His first post after leaving school was an apprenticeship under the Sheffield City Analyst. Mr. Brook then took up a course of training in electrometallurgy at the Birmingham Central Technical College, travelling to Birmingham from Sheffield for each class - surely a very fine example for other students.
He subsequently founded (in 1910) the Department of Non-Ferrous Metallurgy in the Applied Science Department at Sheffield University, St. George's Square, where he remained as senior lecturer until 1920.
During the first World War he was appointed metallurgist to the Small Arms Division of the Ministry of Munitions, in which capacity he assisted in the production of millions of cupro-nickel bullet cases each week.
In 1920 Mr. Brook joined The British Aluminium Co., Ltd., as Chief Chemist, with headquarters in Kinlochleven, Argyllshire. For the next 19 years he undertook much research work, covering all phases of aluminium production, until his retirement in 1939.
At the outbreak of the last war he again took up active metallurgical work at a Royal Ordnance Factory near Crewe, investigating many metallurgical problems.
Mr. Brook's last years were spent in only semi-retirement, since even up to the time of his death he continued to act as Consultant to Messrs. D. F. Taylor and Co., Ltd., Birmingham.

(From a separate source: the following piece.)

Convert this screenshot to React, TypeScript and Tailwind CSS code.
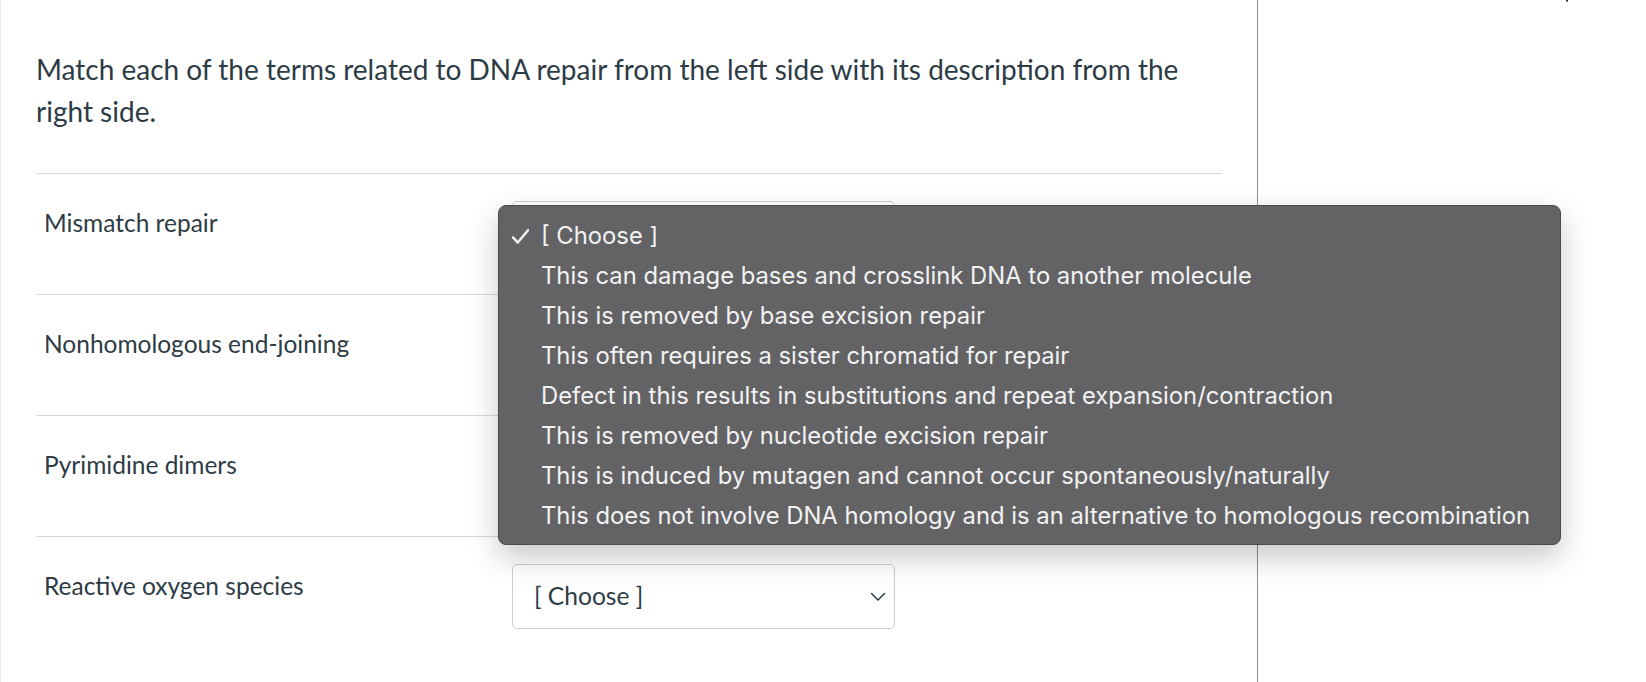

He had had many honours conferred on him during an active and varied career : he was an Honorary Fellow of the Royal Society of Edinburgh, a Fellow of the Royal Institute of Chemistry, and a Fellow of the. Institution of Metallurgists. Mr. Brook was an active member of the Institute, which he joined in 1910, and a regular attendant at its functions. His failing health confined him to his hotel, however, during the recent meeting at Bournemouth. He will be very greatly missed among his many friends; as a father and a scientist his life was an inspiration to all who knew him. Mr. and Mrs. Brook had four sons, three of whom are still living. H. H. SYMONDS.